Foi um momento definidor. Com essa vitória, o SCP aumentou a diferença para 4 pontos, ficando instalada, no Benfica, a sensação de que a conquista do campeonato estava altamente comprometida. Essa convicção ditou o afastamento de Zozaya.

Para o substituir, o presidente Bogalho e a direção Benfiquista chamaram novamente Ribeiro dos Reis, que uma vez mais voltou a formar uma equipa técnica com José Simões, deixando o trabalho de campo a Francisco Ferreira, retirado dos campos no início dessa mesma temporada.



A equipa técnica nomeada para liderar o futebol Benfiquistas, após a saída de Alberto Zozaya


Ribeiro dos Reis, pelo prestígio de longos anos de serviço, e pela sua posição como Presidente da Mesa da Assembleia Gera, era a figura nº 1 do Clube. Teórico, altamente conhecedor do futebol, antigo selecionador nacional e que por diversas vezes liderou ao nosso futebol, era um homem certo para enfrentar aquele momento. Impunham-se mudanças.

E de facto, ou por eventuais limitações físicas, ou pelo reconhecimento do mau momento de forma, ou até pela necessidade de agitar as águas, Ribeiro dos Reis, reformulou a linha ofensiva do Clube, dando descanso a figuras como Arsénio e Rogério. Fez também Fernando Caiado avançar no terreno, manteve Veirinha e Zézinho na equipa, e lançou Rosário no ataque e Ângelo Martins na defesa. Os consagrados Félix, Rogério e Arsénio voltariam às escolhas da equipa apenas numa fase mais tardia da temporada, voltando a demonstrar a sua classe.



A linha avançada modificada, que foi a aposta inicial de Ribeiro dos Reis após a saída de Zozaya


No final das 26 jornadas, o Benfica manteve os 4 pontos de atraso, embora assegurasse o 2º lugar. Uma vez mais a Taça de Portugal seria o objetivo, a compensação para mais uma temporada menos bem conseguida.

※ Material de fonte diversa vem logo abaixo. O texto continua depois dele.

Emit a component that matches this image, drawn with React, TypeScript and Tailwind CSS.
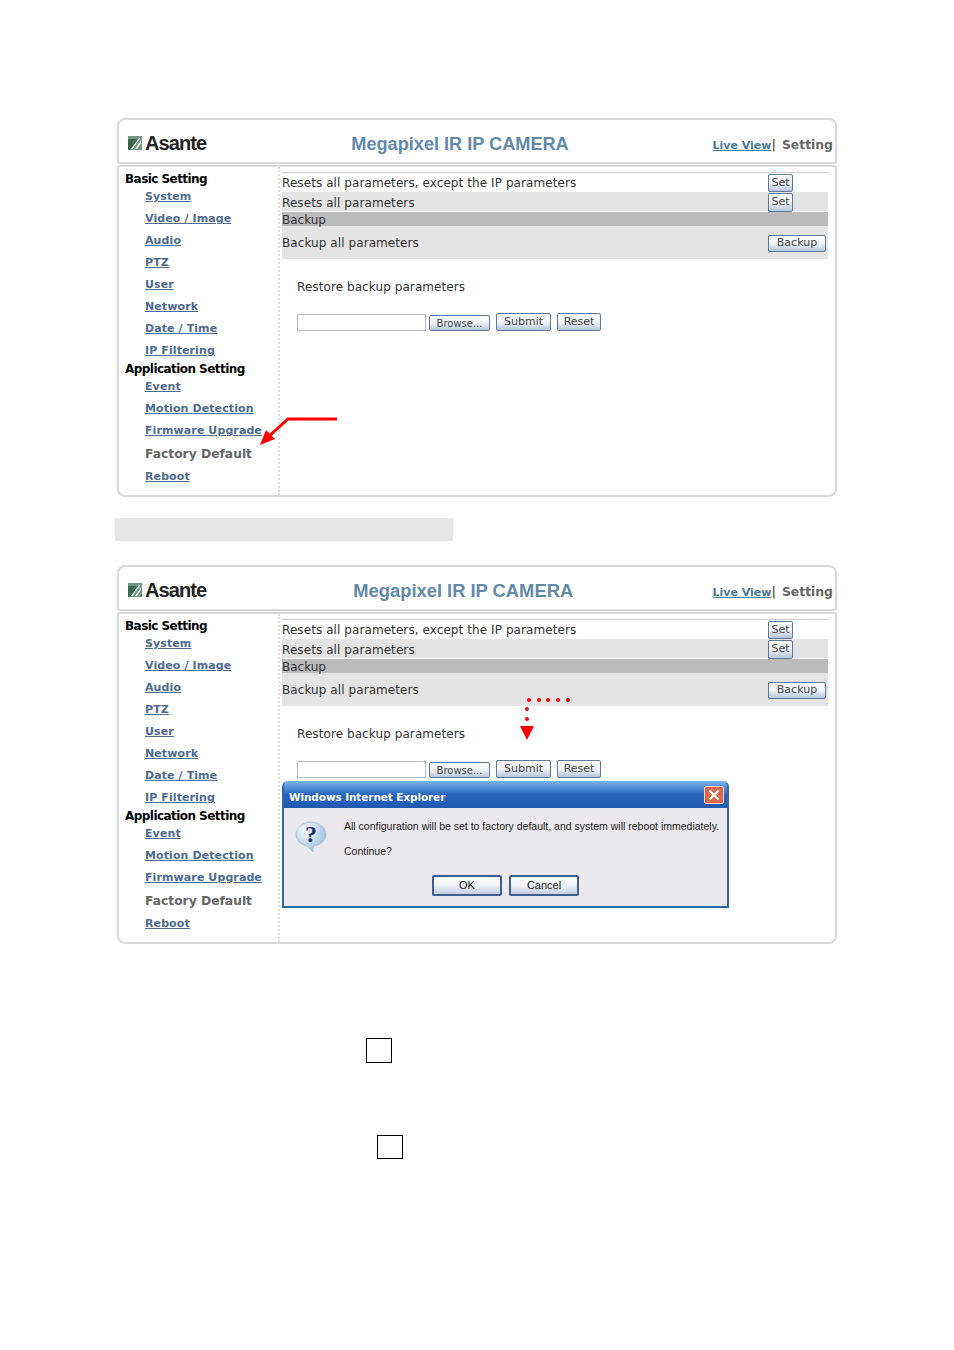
import React from "react";

const dejavu = "font-['DejaVu_Sans',sans-serif]";
const links1 = ["System", "Video / Image", "Audio", "PTZ", "User", "Network", "Date / Time", "IP Filtering"];
const links2 = ["Event", "Motion Detection", "Firmware Upgrade"];

function NavLink({ label }: { label: string }) {
  return (
    <a className="block h-[22px] pl-[20px] font-['DejaVu_Sans',sans-serif] text-[11px] leading-[16px] font-bold tracking-[0.1px] text-[#4d6a91] underline">
      {label}
    </a>
  );
}

function Btn({ label, className }: { label: string; className: string }) {
  return (
    <button className={`flex items-center justify-center rounded-[2px] border border-[#5d7a9c] bg-gradient-to-b from-white via-[#f0f3f8] to-[#b7c6de] font-['DejaVu_Sans',sans-serif] text-[11px] text-[#444] ${className}`}>
      {label}
    </button>
  );
}

function Logo() {
  return (
    <div className="flex items-center gap-[3px]">
      <svg width="14" height="14" viewBox="0 0 14 14">
        <rect width="14" height="14" fill="#6f9682" />
        <path d="M0 3h10L2 14H0z" fill="#3d6651" />
        <path d="M3 13 11 2h1.5L4.5 13zM7 13l6-8.500V7l-4 6z" fill="#fff" />
      </svg>
      <span className="font-['Liberation_Sans',sans-serif] text-[20px] leading-none font-bold tracking-[-0.9px] text-[#222]">Asante</span>
    </div>
  );
}

function Panel({ titleClass, children }: { titleClass: string; children?: React.ReactNode }) {
  return (
    <section className="relative w-[720px]">
      <header className="flex h-[46px] items-center rounded-t-[8px] rounded-b-[3px] border-2 border-[#d8d8d8] bg-white pt-[4px] pl-[9px]">
        <Logo />
        <h1 className={`mt-[3px] font-['Liberation_Sans',sans-serif] font-bold whitespace-nowrap text-[#6189ac] ${titleClass}`}>Megapixel IR IP CAMERA</h1>
        <div className="mt-[4px] ml-auto flex items-baseline pr-[2px] whitespace-nowrap">
          <a className={`${dejavu} text-[11px] font-bold text-[#4b7799] underline`}>Live View</a>
          <span className={`${dejavu} mr-[6px] text-[12px] font-bold text-[#555]`}>|</span>
          <span className={`${dejavu} text-[12.400px] font-bold text-[#666]`}>Setting</span>
        </div>
      </header>
      <div className="mt-px flex h-[332px] rounded-t-[3px] rounded-b-[8px] border-2 border-[#d8d8d8] bg-white">
        <nav className="w-[161px] shrink-0 border-r-2 border-dotted border-[#dedede] pt-[4px] pl-[6px]">
          <h2 className={`${dejavu} h-[18px] text-[12px] leading-[17px] font-bold tracking-[-0.55px] text-black`}>Basic Setting</h2>
          {links1.slice(0, 7).map((l) => (
            <NavLink key={l} label={l} />
          ))}
          <a className={`${dejavu} block h-[17px] pl-[20px] text-[11px] leading-[16px] font-bold tracking-[0.1px] text-[#4d6a91] underline`}>IP Filtering</a>
          <h2 className={`${dejavu} mt-[1px] h-[18px] text-[12px] leading-[17px] font-bold tracking-[-0.55px] text-black`}>Application Setting</h2>
          {links2.map((l) => (
            <NavLink key={l} label={l} />
          ))}
          <div className={`${dejavu} h-[24px] pl-[20px] text-[12.300px] leading-[18px] font-bold text-[#666]`}>Factory Default</div>
          <NavLink label="Reboot" />
        </nav>
        <main className={`${dejavu} w-[548px] shrink-0 pt-[5px] pl-[2px] text-[12px] text-[#333]`}>
          <div className="relative h-[20px] border-t border-[#ccc]">
            <span className="absolute top-[2px] left-0 leading-[16px] tracking-[0.08px] whitespace-nowrap">Resets all parameters, except the IP parameters</span>
            <Btn label="Set" className="absolute top-[1px] left-[486px] h-[18px] w-[25px]" />
          </div>
          <div className="relative h-[19px] bg-[#e4e4e4]">
            <span className="absolute top-[3px] left-0 leading-[16px] tracking-[0.08px] whitespace-nowrap">Resets all parameters</span>
            <Btn label="Set" className="absolute top-[1px] left-[486px] h-[19px] w-[25px]" />
          </div>
          <div className="mt-px h-[14px] bg-[#bbbbbb] leading-[16px]">Backup</div>
          <div className="flex h-[33px] items-center justify-between bg-[#e4e4e4] pr-[2px]">
            <span className="tracking-[0.08px]">Backup all parameters</span>
            <Btn label="Backup" className="mt-[1px] h-[17px] w-[58px]" />
          </div>
          <p className="mt-[20px] ml-[15px] leading-[16px] tracking-[0.08px]">Restore backup parameters</p>
          <div className="mt-[18px] ml-[15px] flex items-start">
            <div className="mt-[1px] h-[17px] w-[129px] border border-[#bbb] bg-white" />
            <Btn label="Browse..." className="mt-[2px] ml-[3px] h-[16px] w-[61px] !text-[10px]" />
            <Btn label="Submit" className="ml-[6px] h-[18px] w-[55px]" />
            <Btn label="Reset" className="ml-[6px] h-[18px] w-[44px]" />
          </div>
        </main>
      </div>
      {children}
    </section>
  );
}

function RedArrow() {
  return (
    <svg className="absolute top-[295px] left-[140px]" width="85" height="36" viewBox="0 0 85 36">
      <path d="M80 6H31L11 24" fill="none" stroke="#f00" strokeWidth="3" />
      <path d="M3 32 9 17 18 26z" fill="#f00" />
    </svg>
  );
}

function DottedArrow() {
  return (
    <svg className="absolute top-[130px] left-[400px]" width="60" height="48" viewBox="0 0 60 48">
      <g fill="#f00">
        <circle cx="12" cy="5" r="2" />
        <circle cx="22" cy="5" r="2" />
        <circle cx="31" cy="5" r="2" />
        <circle cx="41" cy="5" r="2" />
        <circle cx="51" cy="5" r="2" />
        <circle cx="10" cy="14" r="2" />
        <circle cx="10" cy="24" r="2" />
        <path d="M3 31h14l-7 14z" />
      </g>
    </svg>
  );
}

function QuestionIcon() {
  return (
    <svg width="32" height="32" viewBox="0 0 32 32" className="shrink-0">
      <defs>
        <radialGradient id="q" cx="35%" cy="30%" r="80%">
          <stop offset="0%" stopColor="#ffffff" />
          <stop offset="100%" stopColor="#8eb4d8" />
        </radialGradient>
      </defs>
      <path d="M16 1C8 1 1 6.500 1 13.500c0 6 5 10.500 11 11.500l6 6 .5-6C25 24.500 31 20 31 13.500 31 6.500 24 1 16 1z" fill="url(#q)" stroke="#a9bfd4" strokeWidth="0.800" />
      <text x="16" y="21" textAnchor="middle" fontFamily="Liberation Serif, serif" fontWeight="700" fontSize="24" fill="#1b2c74">?</text>
    </svg>
  );
}

function DialogBtn({ label }: { label: string }) {
  return (
    <button className="h-[21px] w-[70px] rounded-[2px] border-2 border-[#3f5f8f] bg-gradient-to-b from-white via-[#eef0f4] to-[#c4cfe4] font-['Liberation_Sans',sans-serif] text-[11px] text-[#222]">
      {label}
    </button>
  );
}

function Dialog() {
  return (
    <div className="absolute top-[216px] left-[165px] w-[447px] overflow-hidden rounded-t-[6px] border-2 border-t-0 border-[#2f68a8] bg-[#ece9ee]">
      <div className="flex h-[27px] items-center justify-between bg-gradient-to-b from-[#78b4ec] via-[#2a66be] to-[#2059ad] pr-[3px] pl-[5px]">
        <span className={`${dejavu} pt-[7px] text-[10.500px] font-bold tracking-[-0.1px] text-white`}>Windows Internet Explorer</span>
        <span className="flex h-[18px] w-[20px] items-center justify-center rounded-[2px] border border-[#f1d5cc] bg-[#d8684c]">
          <svg width="12" height="12" viewBox="0 0 12 12">
            <path d="M1.500 1.500l9 9M10.500 1.500l-9 9" stroke="#fff" strokeWidth="2.200" />
          </svg>
        </span>
      </div>
      <div className="flex h-[98px] pt-[5px] pl-[11px]">
        <div className="pt-[8px]">
          <QuestionIcon />
        </div>
        <div className="pt-[7px] pl-[17px] font-['Liberation_Sans',sans-serif] text-[10.500px] leading-[13px] whitespace-nowrap text-[#222]">
          <p>All configuration will be set to factory default, and system will reboot immediately.</p>
          <p className="mt-[12px]">Continue?</p>
        </div>
      </div>
      <div className="absolute top-[94px] left-[148px] flex gap-[7px]">
        <DialogBtn label="OK" />
        <DialogBtn label="Cancel" />
      </div>
    </div>
  );
}

export default function App() {
  return (
    <div className="relative h-[1350px] w-[954px] overflow-hidden bg-white pt-[118px] pl-[117px]">
      <Panel titleClass="ml-[145px] text-[18.150px] leading-none">
        <RedArrow />
      </Panel>
      <div className="mt-[21px] -ml-[2px] h-[23px] w-[338px] bg-[#e5e5e5]" />
      <div className="mt-[24px]">
        <Panel titleClass="ml-[147px] text-[18.350px] leading-none">
          <DottedArrow />
          <Dialog />
        </Panel>
      </div>
      <div className="mt-[94px] ml-[249px] h-[25px] w-[26px] border border-black" />
      <div className="mt-[72px] ml-[260px] h-[24px] w-[26px] border border-black" />
    </div>
  );
}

E seria conquistada, de forma brilhante, impondo ao FCP uma derrota esmagadora de 5-0, que na altura era treinado por Cândido de Oliveira, amigo de uma vida de Ribeiro dos Reis, embora sempre com a máxima de "amigos, amigos, Benfica à parte!"



Vitória na Taça de Portugal de 1951-52. Vitória de 5-0 sobre o FC Porto. Legenda: a- a equipa do SL Benfica; b - Francisco Ferreira, treinador de campo abraça o jovem Ângelo Martins; c – a capitão Fernandes recebe a Taç das mãos do General Craveiro Lopes, presidente da República.



Regresso à Argentina

Em fevereiro de 1953, após ter deixado o Benfica, Zozaya terá voltado à sua cidade de La Plata, encontrando o Estudiantes numa crise desportiva e financeira, que o levaria a baixar à II divisão argentina, pela primeira vez na sua história. O Estudiantes voltaria à primeira divisão no ano seguinte, fazendo uma grande campanha nesse ano de 1954-55. Essa descida de divisão não é caso único entre os maiores clubes argentinos, pois tanto quanto percebi, apenas o Boca Juniors e o San Lorenzo de Almagro, se mantiveram sempre na 1ª divisão.

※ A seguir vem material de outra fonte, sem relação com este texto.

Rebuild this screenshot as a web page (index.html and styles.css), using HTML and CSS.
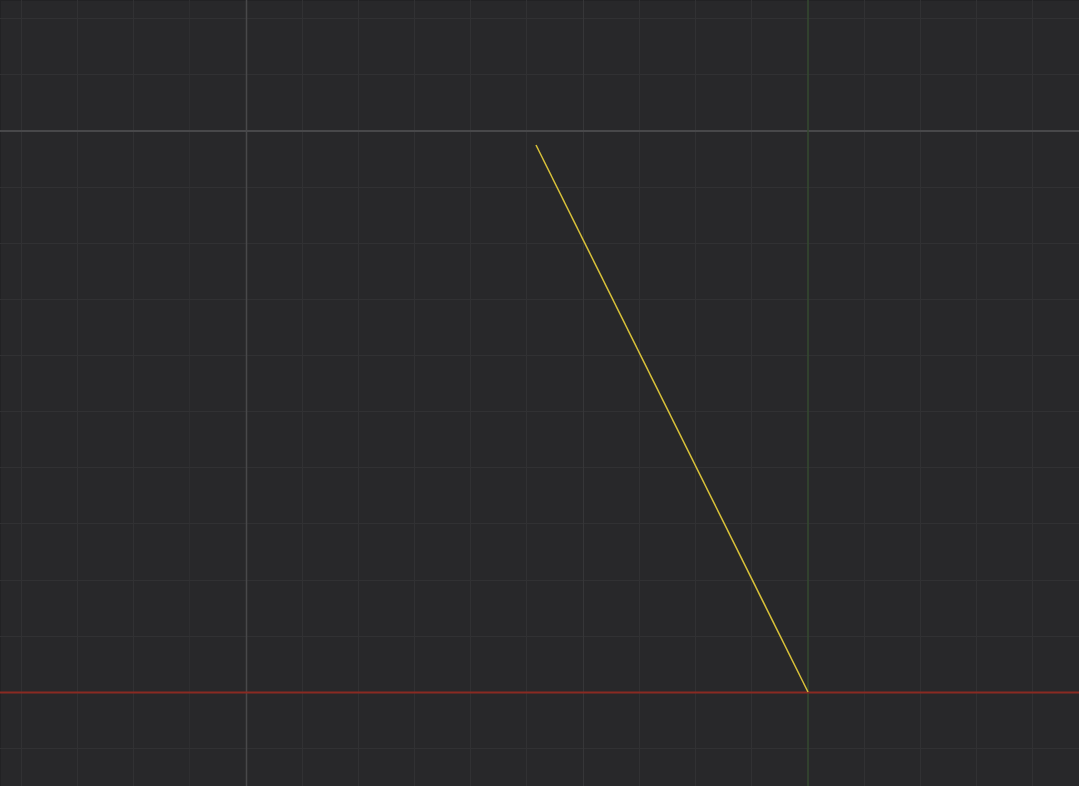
FILE: index.html
```html
<!DOCTYPE html>
<html lang="en">
<head>
    <meta charset="UTF-8">
    <meta name="viewport" content="width=device-width, initial-scale=1.0">
    <title>Graph Editor</title>
    <link rel="stylesheet" href="styles.css">
</head>
<body>
    <main class="graph-view">
        <svg class="graph-canvas" width="1079" height="786" viewBox="0 0 1079 786">
            <!-- minor grid -->
            <g class="grid-minor">
                <line x1="21.5" y1="0" x2="21.5" y2="786"/>
                <line x1="77.5" y1="0" x2="77.5" y2="786"/>
                <line x1="133.5" y1="0" x2="133.5" y2="786"/>
                <line x1="189.5" y1="0" x2="189.5" y2="786" class="faint"/>
                <line x1="302.5" y1="0" x2="302.5" y2="786"/>
                <line x1="358.5" y1="0" x2="358.5" y2="786"/>
                <line x1="414.5" y1="0" x2="414.5" y2="786"/>
                <line x1="470.5" y1="0" x2="470.5" y2="786"/>
                <line x1="526.5" y1="0" x2="526.5" y2="786"/>
                <line x1="639.5" y1="0" x2="639.5" y2="786"/>
                <line x1="695.5" y1="0" x2="695.5" y2="786"/>
                <line x1="751.5" y1="0" x2="751.5" y2="786"/>
                <line x1="864.5" y1="0" x2="864.5" y2="786"/>
                <line x1="920.5" y1="0" x2="920.5" y2="786"/>
                <line x1="976.5" y1="0" x2="976.5" y2="786"/>
                <line x1="1032.5" y1="0" x2="1032.5" y2="786"/>

                <line x1="0" y1="18.5" x2="1079" y2="18.5"/>
                <line x1="0" y1="74.5" x2="1079" y2="74.5"/>
                <line x1="0" y1="187.5" x2="1079" y2="187.5"/>
                <line x1="0" y1="243.5" x2="1079" y2="243.5"/>
                <line x1="0" y1="299.5" x2="1079" y2="299.5"/>
                <line x1="0" y1="355.5" x2="1079" y2="355.5"/>
                <line x1="0" y1="411.5" x2="1079" y2="411.5"/>
                <line x1="0" y1="467.5" x2="1079" y2="467.5"/>
                <line x1="0" y1="523.5" x2="1079" y2="523.5"/>
                <line x1="0" y1="580.5" x2="1079" y2="580.5"/>
                <line x1="0" y1="636.5" x2="1079" y2="636.5"/>
                <line x1="0" y1="748.5" x2="1079" y2="748.5"/>
            </g>

            <line class="grid-mid" x1="583.5" y1="0" x2="583.5" y2="786"/>

            <!-- origin lines -->
            <g class="grid-major">
                <line x1="246.5" y1="0" x2="246.5" y2="786"/>
                <line x1="0" y1="131" x2="1079" y2="131"/>
            </g>

            <!-- playhead and cursor value -->
            <line class="playhead" x1="808" y1="0" x2="808" y2="786"/>
            <line class="cursor-value" x1="0" y1="692.5" x2="1079" y2="692.5"/>

            <!-- f-curve -->
            <line class="fcurve" x1="536" y1="145" x2="808" y2="692"/>
        </svg>
    </main>
</body>
</html>
```

FILE: styles.css
```css
:root {
    --bg: #28282a;
    --grid: #313133;
    --grid-major: #48484a;
    --curve: #d9c23a;
}

* {
    margin: 0;
    padding: 0;
    box-sizing: border-box;
}

body {
    background-color: var(--bg);
    overflow: hidden;
}

.graph-view {
    width: 100vw;
    height: 100vh;
    border-top: 1px solid #222224;
    border-left: 1px solid #222224;
}

.graph-canvas {
    display: block;
    margin: -1px 0 0 -1px;
}

.grid-minor line {
    stroke: var(--grid);
    stroke-width: 1;
}

.grid-minor .faint {
    stroke: #2e2e30;
}

.grid-mid {
    stroke: #363638;
    stroke-width: 1;
}

.grid-major line {
    stroke: var(--grid-major);
    stroke-width: 2;
}

.grid-major line:first-child {
    stroke-width: 1.5;
}

.playhead {
    stroke: #344a30;
    stroke-width: 1.5;
}

.cursor-value {
    stroke: #8a2a22;
    stroke-width: 2;
}

.fcurve {
    stroke: var(--curve);
    stroke-width: 1.5;
}
```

Entre 1957 e 1958, Zozaya voltou a prestar os seus serviços ao Estudiantes. O clube, que continuava a passar por dificuldades económicas, passou a basear o seu futebol no trabalho intenso e aproveitamento das suas camadas jovens, e com bons resultados.
Só na década seguinte o Estudiantes deixaria de andar pelos lugares de descida, e sob o comando do também argentino Osvaldo Zubeldía, entraria na sua era de ouro, conquistando três Taças dos Libertadores sucessivas. Entre os seus jogadores mais destacados deste período encontrava-se o argentino Carlos Bilardo.

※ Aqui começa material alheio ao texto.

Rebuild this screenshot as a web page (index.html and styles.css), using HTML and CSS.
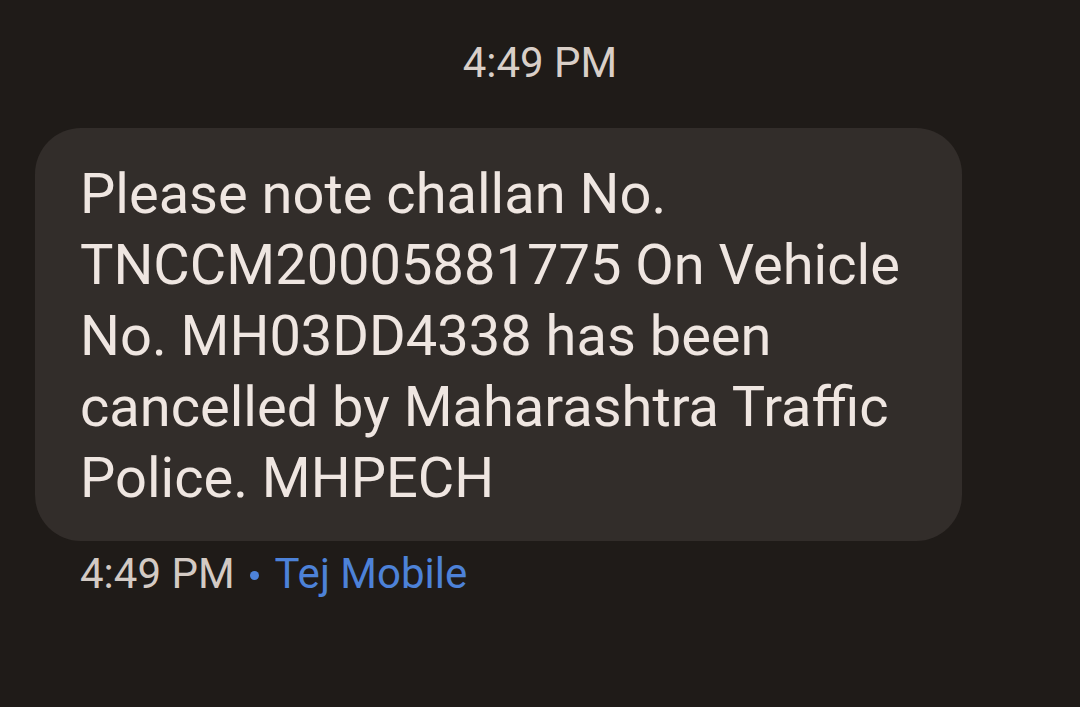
FILE: index.html
```html
<!DOCTYPE html>
<html>
<head>
<meta charset="utf-8">
<link rel="stylesheet" href="styles.css">
</head>
<body>
<div class="thread">
  <div class="day-time">4:49 PM</div>
  <div class="bubble">
    <p class="msg">Please note challan No.<br>TNCCM20005881775 On Vehicle<br>No. MH03DD4338 has been<br>cancelled by Maharashtra Traffic<br>Police. MHPECH</p>
  </div>
  <div class="meta"><span class="meta-time">4:49 PM</span><span class="dot"></span><span class="sim">Tej Mobile</span></div>
</div>
</body>
</html>
```

FILE: styles.css
```css
html, body {
  margin: 0;
  padding: 0;
  background: #1f1b18;
  height: 100%;
}
body {
  font-family: Roboto, "Open Sans", sans-serif;
  width: 1080px;
  height: 707px;
  overflow: hidden;
}
.thread {
  display: flex;
  flex-direction: column;
  padding: 38px 0 0 35px;
}
.day-time {
  align-self: center;
  margin-left: -35px;
  font-size: 42px;
  line-height: 50px;
  color: #d9cfc8;
}
.bubble {
  margin-top: 40px;
  width: 927px;
  box-sizing: border-box;
  background: #322d2a;
  border-radius: 46px;
  padding: 31px 20px 27px 45px;
}
.msg {
  margin: 0;
  font-size: 56px;
  line-height: 71px;
  color: #efe6e1;
}
.meta {
  margin: 8px 0 0 45px;
  font-size: 42px;
  line-height: 50px;
  display: flex;
  align-items: center;
}
.meta-time {
  color: #d3cac4;
}
.dot {
  width: 9px;
  height: 9px;
  border-radius: 50%;
  background: #4d82d8;
  margin: 2px 16px 0 15px;
}
.sim {
  color: #4d82d8;
}
```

Alberto Zozaya, treinador da equipa do Club Estudiantes de La Plata em 1958


Não abundam as informações sobre a carreira de Zozaya enquanto treinador neste período mas terá ainda orientado equipas do Platense; Gymnasia de La Plata; Lanús e Defensores de Cambaceres, embora aparentemente sem grande destaque.

Apesar de algum exotismo da sua contratação e da brevidade da sua permanência no Benfica, Zozaya faz parte da História do Glorioso, merecendo por isso o devido destaque.

A atestar muito favoravelmente as capacidades de Alberto Zozaya, temos um testemunho muito relevante de Ângelo Martins, que vestiu pela primeira vez a camisola do Benfica, justamente lançado pelo treinador argentino. Atentemos:




Alberto Máximo Zozaya faleceu na cidade de La Plata, em 17 de fevereiro de 1981. Que descanse em paz.